Der Bericht listet die verbleibenden Plutoniummengen der jeweiligen Eigentümer auf. Dabei ist zu beachten, dass Vattenfall in den AKWs Brunsbüttel und Krümmel keinen Einsatz von MOX durchgeführt hat. Das Plutonium von Vattenfall ist daher an die Gesellschaft VENE übergeben worden, ein Unternehmen, dass überschüssige Plutonium-Mengen der einzelnen Betreiber wie ein Pool verwaltet und für „Interessenten“ zur Verfügung stellt. Auf der S. 29f listet die GRS auf:
- „E.ON KK besitzt 645 kg Pu-fiss, verwertet aber darüber hinaus weitere 1545 kg von anderen EVU. Insgesamt werden etwa 2190 kg in eigenen Reaktoren eingesetzt. Das Fremdplutonium stammt von RWE (109 kg aus KRB-C mit Einsatz in KKI-2 und/oder KBR) und VENE (264 kg aus KRB/KKK mit Einsatz in KWG, 1158 kg aus KKK mit Einsatz in KKI-2 und/oder KBR).
- RWE besitzt 1965 kg Pu-fiss, verwertet davon aber nur 1856 kg in eigenen Reaktoren (KRB 865 kg, KKE 991 kg). Die Differenz von 109 kg übernimmt E.ON KK.
- VENE besitzt 1709 kg Pu-fiss, verwertet aber nichts in eigenen Reaktoren. 264 kg sollen in KWG (E.ON KK), 1158 kg in anderen E.ON KK-Reaktoren und 287 kg in Reaktoren, die noch nicht festgelegt wurden, eingesetzt werden.

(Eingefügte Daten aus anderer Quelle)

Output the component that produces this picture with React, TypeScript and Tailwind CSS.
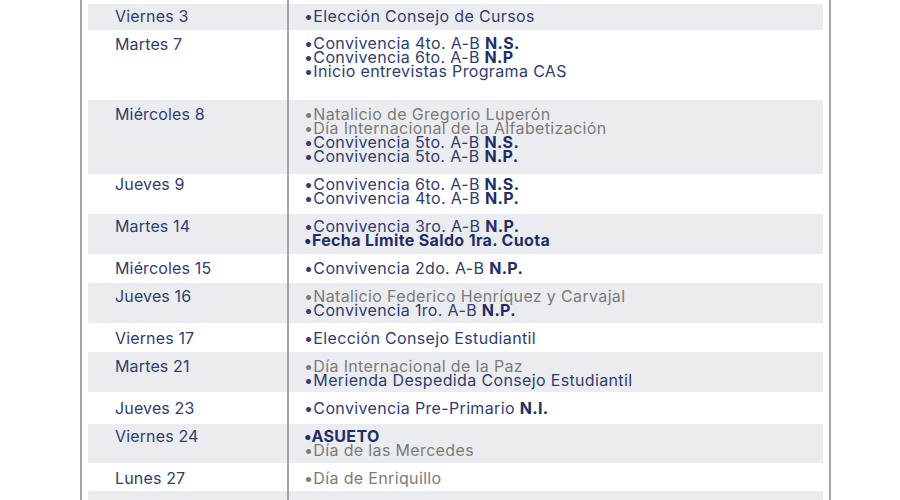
type Line = { text: string; tag?: string; tone?: "navy" | "gray" | "bold" };

type Row = { day: string; h: string; dayPt: string; evPt: string; gray: boolean; lines: Line[] };

const rows: Row[] = [
  {
    day: "Viernes 3",
    h: "h-[26px]",
    dayPt: "pt-[4px]",
    evPt: "pt-[5px]",
    gray: true,
    lines: [{ text: "Elección Consejo de Cursos" }],
  },
  {
    day: "Martes 7",
    h: "h-[70px]",
    dayPt: "pt-[6px]",
    evPt: "pt-[6px]",
    gray: false,
    lines: [
      { text: "Convivencia 4to. A-B ", tag: "N.S." },
      { text: "Convivencia 6to. A-B ", tag: "N.P" },
      { text: "Inicio entrevistas Programa CAS" },
    ],
  },
  {
    day: "Miércoles 8",
    h: "h-[74px]",
    dayPt: "pt-[6px]",
    evPt: "pt-[7px]",
    gray: true,
    lines: [
      { text: "Natalicio de Gregorio Luperón", tone: "gray" },
      { text: "Día Internacional de la Alfabetización", tone: "gray" },
      { text: "Convivencia 5to. A-B ", tag: "N.S." },
      { text: "Convivencia 5to. A-B ", tag: "N.P." },
    ],
  },
  {
    day: "Jueves 9",
    h: "h-[40px]",
    dayPt: "pt-[2px]",
    evPt: "pt-[3px]",
    gray: false,
    lines: [
      { text: "Convivencia 6to. A-B ", tag: "N.S." },
      { text: "Convivencia 4to. A-B ", tag: "N.P." },
    ],
  },
  {
    day: "Martes 14",
    h: "h-[40px]",
    dayPt: "pt-[4px]",
    evPt: "pt-[5px]",
    gray: true,
    lines: [
      { text: "Convivencia 3ro. A-B ", tag: "N.P." },
      { text: "Fecha Límite Saldo 1ra. Cuota", tone: "bold" },
    ],
  },
  {
    day: "Miércoles 15",
    h: "h-[29px]",
    dayPt: "pt-[6px]",
    evPt: "pt-[7px]",
    gray: false,
    lines: [{ text: "Convivencia 2do. A-B ", tag: "N.P." }],
  },
  {
    day: "Jueves 16",
    h: "h-[40px]",
    dayPt: "pt-[5px]",
    evPt: "pt-[6px]",
    gray: true,
    lines: [
      { text: "Natalicio Federico Henríquez y Carvajal", tone: "gray" },
      { text: "Convivencia 1ro. A-B ", tag: "N.P." },
    ],
  },
  {
    day: "Viernes 17",
    h: "h-[29px]",
    dayPt: "pt-[7px]",
    evPt: "pt-[8px]",
    gray: false,
    lines: [{ text: "Elección Consejo Estudiantil" }],
  },
  {
    day: "Martes 21",
    h: "h-[40px]",
    dayPt: "pt-[6px]",
    evPt: "pt-[7px]",
    gray: true,
    lines: [
      { text: "Día Internacional de la Paz", tone: "gray" },
      { text: "Merienda Despedida Consejo Estudiantil" },
    ],
  },
  {
    day: "Jueves 23",
    h: "h-[32px]",
    dayPt: "pt-[8px]",
    evPt: "pt-[9px]",
    gray: false,
    lines: [{ text: "Convivencia Pre-Primario ", tag: "N.I." }],
  },
  {
    day: "Viernes 24",
    h: "h-[39px]",
    dayPt: "pt-[4px]",
    evPt: "pt-[5px]",
    gray: true,
    lines: [
      { text: "ASUETO", tone: "bold" },
      { text: "Día de las Mercedes", tone: "gray" },
    ],
  },
  {
    day: "Lunes 27",
    h: "h-[28px]",
    dayPt: "pt-[7px]",
    evPt: "pt-[8px]",
    gray: false,
    lines: [{ text: "Día de Enriquillo", tone: "gray" }],
  },
  { day: "", h: "h-[40px]", dayPt: "pt-[6px]", evPt: "pt-[7px]", gray: true, lines: [] },
];

function EventLine({ line }: { line: Line }) {
  const color =
    line.tone === "gray"
      ? "text-[#7b7b7b]"
      : line.tone === "bold"
      ? "text-[#1f2f66] font-bold"
      : "text-[#2f3d70]";
  return (
    <div className={`whitespace-nowrap leading-[14px] ${color}`}>
      •{line.text}
      {line.tag && <span className="font-bold text-[#1f2f66]">{line.tag}</span>}
    </div>
  );
}

export default function App() {
  return (
    <div className="w-[900px] h-[500px] overflow-hidden bg-white font-['Inter',sans-serif]">
      <div className="ml-[80px] w-[751px] h-full border-x-2 border-[#a3a3a3] px-[6px]">
        {/* top spacer */}
        <div className="flex h-[4px]">
          <div className="w-[201px] border-r-2 border-[#a3a3a3]" />
        </div>

        {rows.map((row, i) => (
          <div key={i} className={`flex ${row.h} ${row.gray ? "bg-[#ebecef]" : "bg-white"}`}>
            {/* day column */}
            <div
              className={`w-[201px] shrink-0 border-r-2 border-[#a3a3a3] pl-[27px] ${row.dayPt} text-[16px] leading-[16px] tracking-[0.15px] text-[#2f3d70]`}
            >
              {row.day}
            </div>
            {/* events column */}
            <div className={`pl-[15px] ${row.evPt} text-[16px] tracking-[0.35px]`}>
              {row.lines.map((l, j) => (
                <EventLine key={j} line={l} />
              ))}
            </div>
          </div>
        ))}
      </div>
    </div>
  );
}
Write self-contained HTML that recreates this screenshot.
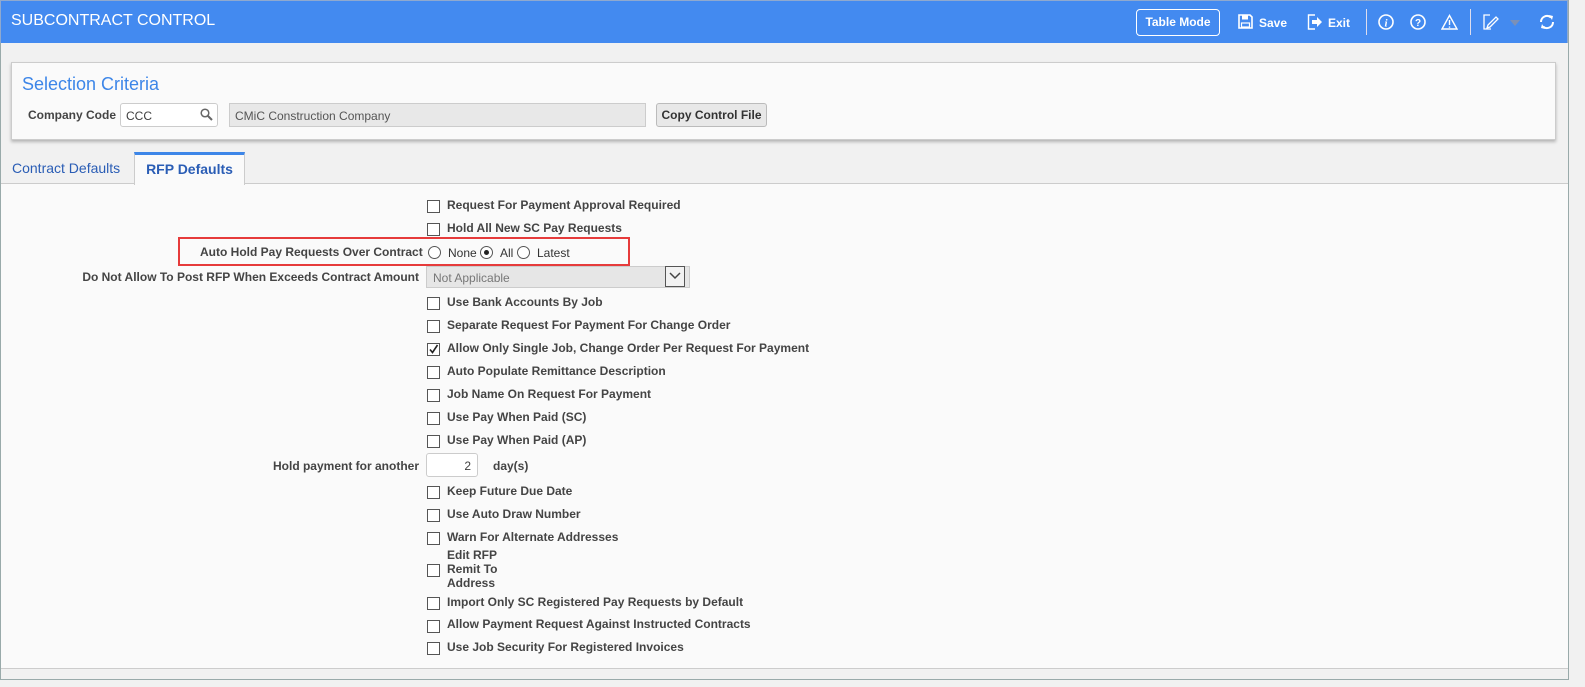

- EnKK besitzt 660 kg Pu-fiss und will diese komplett im eigenen Reaktor GKN-Il einsetzen.“
Zum Einsatz von MOX siehe auch den Bericht: E.on räumt ein – Plutonium-Brennelemente machen nur Probleme. Und hier.
Seit Anfang der 80er Jahre bis Ende 2005 wurden bestrahlte Brennelemente aus deutschen Reaktoren zur Wiederaufarbeitung nach Frankreich und England transportiert. Der Anteil des spaltbaren Plutonium 239 beträgt dabei weniger als ein Prozent! In der Antwort zu einer Kleinen Anfrage teilt die Bundesregierung im April 2010 mit (PDF): „Aus der Wiederaufarbeitung bestrahlter Brennelemente im In- und Ausland sind insgesamt etwa 62,4 Tonnen Plutonium zu erwarten.“
Außerdem teilt die Bundesregierung mit: Bis zum 31. Dezember 2008 sind 838 Tonnen als MOX-Brennelemente entsprechend 50,8 Tonnen Plutonium in deutsche Reaktoren zurückgeführt worden.“
In einem Artikel hat die Osnabrücker Zeitung gestern davon gesprochen, dass nach ihren Recherchen noch insgesamt ca. 100 Atomtransporte mit plutoniumhaltigen MOX-Brennelementen zu den verschiedenen Atomkraftwerken in Deutschland zu erwarten sind. Eine nachvollziehbare Darstellung erfolgt in dem Artikel allerdings nicht. Die Zeitung berichtete: „Nach Informationen unserer Zeitung werden noch zahlreiche weitere derartige Transporte in den kommenden Jahren erfolgen – trotz Atomausstieg. Kraftwerksbetreiber EnBW teilt auf Anfrage mit, dass aus Sellafield etwa 28 Mox-Brennelemente zurückerwartet werden. Das ergebe sich aus der Menge des bei der Wiederaufarbeitung angefallenen Plutoniums.“
Außerdem berichtet die OZ, dass E.on auch aus Franreich noch weitere MOX-Brennelemente erwartet: „Abgesehen von der letzten Fracht aus England steht bei Eon noch die Lieferung von etwa 60 Mox-Brennelementen aus der Wiederaufarbeitungsanlage im französischen La Hague aus. Hierhin wurden über die Jahre 5379 Tonnen strahlende Fracht geliefert. Keine genauen Angaben wollte RWE machen, nur so viel: Auch der Essener Konzern muss noch Mox-Brennelemente zurücknehmen.“
Entgegen der Behauptung in der Osnabrücker Zeitung, dass das AKW Emsland laut RWE keine Genemigung für den MOX-Einsatz hat, verfügen alle neun noch in Betrieb befindlichen Atomkraftwerke über eine Genehmigung für den Einsatz von MOX-Brennelementen: Brokdorf, Grohnde, Emsland, Philippsburg 2, Neckarwestheim 2, Gundremmingen B und C, Isar 2, Grafenrheinfeld.